- Given exercise -
Return the lines that follow, exactly as they appear, from the first through the one containing "import React from 'react';"; no pictures are to be included.

- Data for this task -
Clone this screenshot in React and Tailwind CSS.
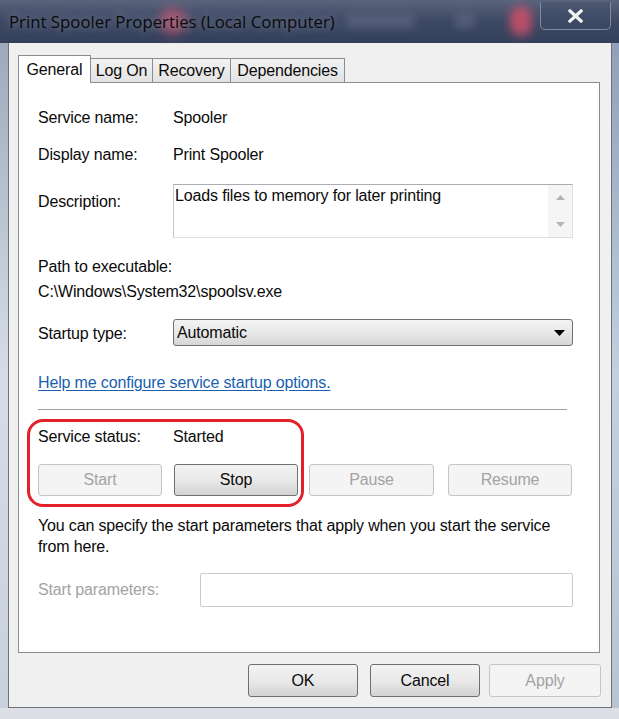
import React from 'react';

const Btn = ({ label, disabled, className = '' }) => (
  <div
    className={`flex items-center justify-center rounded-[3px] border text-[16px] tracking-[-0.15px] ${
      disabled
        ? 'border-[#c3c6c9] bg-[#f4f4f4] text-[#a3a3a3]'
        : 'border-[#707070] bg-gradient-to-b from-[#f3f3f3] via-[#e9e9e9] to-[#d3d3d3] text-[#0a0a0a]'
    } ${className}`}
  >
    {label}
  </div>
);

const Tab = ({ label, active, className = '' }) => (
  <div
    className={`flex items-center justify-center border border-[#898c95] text-[16px] tracking-[-0.15px] text-[#0a0a0a] ${
      active
        ? 'relative z-10 -mb-px h-[28px] border-b-0 bg-white'
        : 'h-[24px] border-b-0 bg-gradient-to-b from-[#f2f2f2] to-[#e3e3e3]'
    } ${className}`}
  >
    {label}
  </div>
);

export default function App() {
  return (
    <div className="relative flex h-[719px] w-[619px] flex-col overflow-hidden bg-[#cfd6df] font-['Liberation_Sans',Arial,sans-serif]">
      {/* Title bar */}
      <div className="relative flex h-[43px] shrink-0 items-center bg-gradient-to-b from-[#5a647d] via-[#3d4862] to-[#34405b] pl-[9px]">
        <div className="absolute left-[160px] top-[8px] h-[26px] w-[26px] rounded-full bg-[#d4576f] opacity-70 blur-[6px]" />
        <div className="absolute left-[510px] top-[6px] h-[30px] w-[22px] rounded-full bg-[#d8506a] opacity-80 blur-[5px]" />
        <div className="absolute left-[345px] top-[14px] h-[14px] w-[70px] rounded bg-[#6a7490] opacity-50 blur-[4px]" />
        <div className="absolute left-[455px] top-[14px] h-[14px] w-[20px] rounded bg-[#6a7490] opacity-50 blur-[4px]" />
        <span className="relative font-['Open_Sans',sans-serif] text-[16.8px] text-[#0a0a0a] [text-shadow:0_0_10px_rgba(190,200,220,0.6)]">
          Print Spooler Properties (Local Computer)
        </span>
        <div className="absolute left-[540px] top-[2px] flex h-[28px] w-[71px] items-center justify-center rounded-b-[5px] border border-t-0 border-[#7f89a0] bg-[#3f4a66]/40">
          <svg width="17" height="14" viewBox="0 0 17 14">
            <path d="M3 2 L14 12 M14 2 L3 12" stroke="#f4f4f4" strokeWidth="3.2" strokeLinecap="square" />
          </svg>
        </div>
      </div>

      <div className="flex h-[665px] shrink-0">
        <div className="w-[8px] bg-gradient-to-b from-[#9eaabb] via-[#d6dde6] to-[#c8d0da]" />
        {/* Client */}
        <div className="flex w-[604px] flex-col border border-t-0 border-[#6e727a] bg-[#f0f0f0]">
          <div className="flex items-end pl-[9px] pt-[12px]">
            <Tab label="General" active className="w-[73px]" />
            <Tab label="Log On" className="w-[62px] border-l-0" />
            <Tab label="Recovery" className="w-[78px] border-l-0" />
            <Tab label="Dependencies" className="w-[114px] border-l-0" />
          </div>

          {/* Panel */}
          <div className="relative ml-[9px] flex h-[571px] w-[582px] flex-col border border-[#898c95] bg-white pl-[19px] pt-[24px] text-[16px] tracking-[-0.15px] text-[#0a0a0a]">
            <div className="absolute left-[8px] top-[336px] h-[88px] w-[277px] rounded-[16px] border-[3px] border-[#e3212b]" />

            <div className="flex h-[22px] items-center">
              <span className="w-[135px]">Service name:</span>
              <span>Spooler</span>
            </div>
            <div className="mt-[15px] flex h-[22px] items-center">
              <span className="w-[135px]">Display name:</span>
              <span>Print Spooler</span>
            </div>
            <div className="mt-[18px] flex items-start">
              <span className="mt-[7px] w-[135px] leading-[22px]">Description:</span>
              <div className="flex h-[54px] w-[400px] border border-[#dbdfe6] border-t-[#abadb3] border-l-[#c5c8cf]">
                <div className="flex-1 pl-[1px] pt-[1px] leading-[20px]">Loads files to memory for later printing</div>
                <div className="flex w-[24px] flex-col items-center justify-between bg-[#f5f5f5] py-[10px]">
                  <svg width="9" height="5" viewBox="0 0 9 5">
                    <path d="M0 5 L4.5 0 L9 5 Z" fill="#b4b4b4" />
                  </svg>
                  <svg width="9" height="5" viewBox="0 0 9 5">
                    <path d="M0 0 L4.5 5 L9 0 Z" fill="#b4b4b4" />
                  </svg>
                </div>
              </div>
            </div>
            <div className="mt-[18px] flex h-[22px] items-center">Path to executable:</div>
            <div className="mt-[3px] flex h-[22px] items-center">C:\Windows\System32\spoolsv.exe</div>
            <div className="mt-[16px] flex items-center">
              <span className="w-[135px] pt-[3px]">Startup type:</span>
              <div className="flex h-[27px] w-[400px] items-center justify-between rounded-[3px] border border-[#707070] bg-gradient-to-b from-[#f3f3f3] via-[#e8e8e8] to-[#d6d6d6] pl-[3px] pr-[7px]">
                <span>Automatic</span>
                <svg width="11" height="6" viewBox="0 0 11 6">
                  <path d="M0 0 L11 0 L5.5 6 Z" fill="#000" />
                </svg>
              </div>
            </div>
            <div className="mt-[26px] flex h-[22px] items-center">
              <span className="text-[#1a5fb0] underline decoration-[#1a5fb0] underline-offset-[2px]">
                Help me configure service startup options.
              </span>
            </div>
            <div className="mt-[15px] h-px w-[529px] bg-[#a0a0a0]" />
            <div className="mt-[16px] flex h-[22px] items-center">
              <span className="w-[135px]">Service status:</span>
              <span>Started</span>
            </div>
            <div className="mt-[16px] flex h-[32px]">
              <Btn label="Start" disabled className="w-[124px]" />
              <Btn label="Stop" className="ml-[12px] w-[124px]" />
              <Btn label="Pause" disabled className="ml-[11px] w-[125px]" />
              <Btn label="Resume" disabled className="ml-[14px] w-[124px]" />
            </div>
            <p className="mt-[19px] leading-[21px]">
              You can specify the start parameters that apply when you start the service
              <br />
              from here.
            </p>
            <div className="mt-[16px] flex items-center">
              <span className="w-[162px] text-[#a3a3a3]">Start parameters:</span>
              <div className="h-[34px] w-[373px] rounded-[2px] border border-[#c9cbce] bg-white" />
            </div>
          </div>

          {/* Dialog buttons */}
          <div className="mt-[11px] flex justify-end pr-[10px]">
            <Btn label="OK" className="h-[33px] w-[110px]" />
            <Btn label="Cancel" className="ml-[12px] h-[33px] w-[110px]" />
            <Btn label="Apply" disabled className="ml-[9px] h-[33px] w-[112px]" />
          </div>
        </div>
        <div className="flex-1 bg-gradient-to-b from-[#8fa0b8] via-[#c4d0de] to-[#b7c4d3]" />
      </div>
      <div className="flex-1 bg-[#dce0e6]" />
    </div>
  );
}
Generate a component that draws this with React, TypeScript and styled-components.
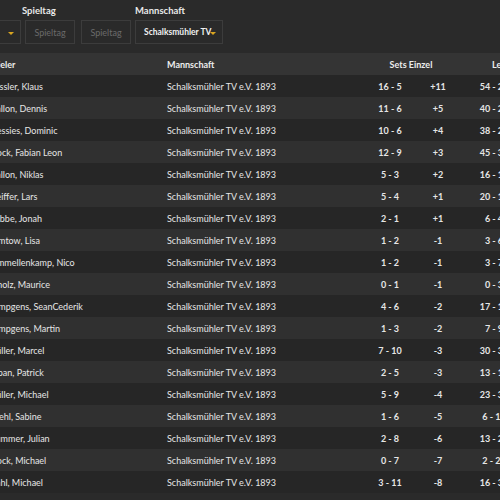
import React from "react";
import styled, { createGlobalStyle } from "styled-components";

const GlobalStyle = createGlobalStyle`
  html, body { margin: 0; padding: 0; background: #2a2a2a; }
  body { font-family: Lato, "Open Sans", sans-serif; color: #e6e6e6; overflow: hidden; }
`;

const Page = styled.div`
  width: 800px;
  margin-left: -99px;
  padding-top: 5px;
`;

const FilterBar = styled.div`
  display: flex;
  align-items: flex-end;
  gap: 1px;
`;

const FilterGroup = styled.div<{ $inset?: number }>`
  display: flex;
  flex-direction: column;
  gap: 3px;
  padding-left: ${(p) => p.$inset ?? 0}px;
`;

const FilterLabel = styled.div<{ $pull?: number }>`
  font-size: 9.5px;
  font-weight: 700;
  color: #e8e8e8;
  height: 12px;
  line-height: 12px;
  margin-left: ${(p) => -(p.$pull ?? 0)}px;
`;

const FilterRow = styled.div`
  display: flex;
  gap: 6px;
`;

const Box = styled.div<{ $w: number; $active?: boolean }>`
  box-sizing: border-box;
  width: ${(p) => p.$w}px;
  height: 24px;
  border: 1px solid #3c3c3c;
  background: #2a2a2a;
  display: flex;
  align-items: center;
  justify-content: ${(p) => (p.$active ? "flex-start" : "center")};
  padding-left: ${(p) => (p.$active ? "8px" : "0")};
  position: relative;
  font-size: ${(p) => (p.$active ? "8.5px" : "9px")};
  font-weight: ${(p) => (p.$active ? 700 : 400)};
  color: ${(p) => (p.$active ? "#f0f0f0" : "#6a6a6a")};
  white-space: nowrap;
`;

const Arrow = styled.span`
  position: absolute;
  right: 6px;
  top: 11px;
  width: 0;
  height: 0;
  border-left: 3px solid transparent;
  border-right: 3px solid transparent;
  border-top: 3px solid #d9a520;
`;

const TableWrap = styled.div`
  margin-left: 79px;
  margin-top: 9px;
`;

const Table = styled.table`
  border-collapse: collapse;
  table-layout: fixed;
  width: 589px;
  font-size: 9px;
`;

const HeadRow = styled.tr`
  background: #343434;
`;

const Th = styled.th<{ $align?: string }>`
  height: 22px;
  padding: 0 8px;
  font-weight: 700;
  text-align: ${(p) => p.$align || "left"};
  color: #ececec;
  white-space: nowrap;
`;

const Row = styled.tr<{ $alt: boolean }>`
  background: ${(p) => (p.$alt ? "#303030" : "#262626")};
`;

const Td = styled.td<{ $num?: boolean }>`
  height: 22px;
  padding: 0 8px;
  white-space: nowrap;
  overflow: hidden;
  text-align: ${(p) => (p.$num ? "center" : "left")};
  font-weight: ${(p) => (p.$num ? 700 : 400)};
  color: #e6e6e6;
`;

type P = [string, string, string, string, string];
const rows: P[] = [
  ["Hessler, Klaus", "16 - 5", "+11", "54 - 25", "+29"],
  ["Mallon, Dennis", "11 - 6", "+5", "40 - 27", "+13"],
  ["Wessies, Dominic", "10 - 6", "+4", "38 - 26", "+12"],
  ["Brock, Fabian Leon", "12 - 9", "+3", "45 - 38", "+7"],
  ["Mallon, Niklas", "5 - 3", "+2", "16 - 13", "+3"],
  ["Pfeiffer, Lars", "5 - 4", "+1", "20 - 17", "+3"],
  ["Hubbe, Jonah", "2 - 1", "+1", "6 - 4", "+2"],
  ["Ramtow, Lisa", "1 - 2", "-1", "3 - 6", "-3"],
  ["Himmellenkamp, Nico", "1 - 2", "-1", "3 - 7", "-4"],
  ["Scholz, Maurice", "0 - 1", "-1", "0 - 3", "-3"],
  ["Kempgens, SeanCederik", "4 - 6", "-2", "17 - 19", "-2"],
  ["Kempgens, Martin", "1 - 3", "-2", "7 - 9", "-2"],
  ["Müller, Marcel", "7 - 10", "-3", "30 - 34", "-4"],
  ["Urban, Patrick", "2 - 5", "-3", "13 - 16", "-3"],
  ["Müller, Michael", "5 - 9", "-4", "23 - 31", "-8"],
  ["Strehl, Sabine", "1 - 6", "-5", "6 - 18", "-12"],
  ["Trummer, Julian", "2 - 8", "-6", "13 - 24", "-11"],
  ["Brock, Michael", "0 - 7", "-7", "2 - 21", "-19"],
  ["Stahl, Michael", "3 - 11", "-8", "16 - 35", "-19"],
];

export default function App() {
  return (
    <>
      <GlobalStyle />
      <Page>
        <FilterBar>
          <FilterGroup>
            <FilterLabel>Saison</FilterLabel>
            <Box $w={120} $active>
              2023/24
              <Arrow />
            </Box>
          </FilterGroup>
          <FilterGroup $inset={3}>
            <FilterLabel $pull={3}>Spieltag</FilterLabel>
            <FilterRow>
              <Box $w={50}>Spieltag</Box>
              <Box $w={50}>Spieltag</Box>
            </FilterRow>
          </FilterGroup>
          <FilterGroup $inset={3}>
            <FilterLabel>Mannschaft</FilterLabel>
            <Box $w={88} $active>
              Schalksmühler TV
              <Arrow />
            </Box>
          </FilterGroup>
        </FilterBar>
        <TableWrap>
          <Table>
            <colgroup>
              <col style={{ width: 179 }} />
              <col style={{ width: 204 }} />
              <col style={{ width: 54 }} />
              <col style={{ width: 42 }} />
              <col style={{ width: 70 }} />
              <col style={{ width: 40 }} />
            </colgroup>
            <thead>
              <HeadRow>
                <Th>Spieler</Th>
                <Th>Mannschaft</Th>
                <Th colSpan={2} $align="center">Sets Einzel</Th>
                <Th colSpan={2} $align="center">Legs Einzel</Th>
              </HeadRow>
            </thead>
            <tbody>
              {rows.map((r, i) => (
                <Row key={i} $alt={i % 2 === 1}>
                  <Td>{r[0]}</Td>
                  <Td>Schalksmühler TV e.V. 1893</Td>
                  <Td $num>{r[1]}</Td>
                  <Td $num>{r[2]}</Td>
                  <Td $num>{r[3]}</Td>
                  <Td $num>{r[4]}</Td>
                </Row>
              ))}
            </tbody>
          </Table>
        </TableWrap>
      </Page>
    </>
  );
}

- The response -
Clone this screenshot in React and Tailwind CSS.
import React from 'react';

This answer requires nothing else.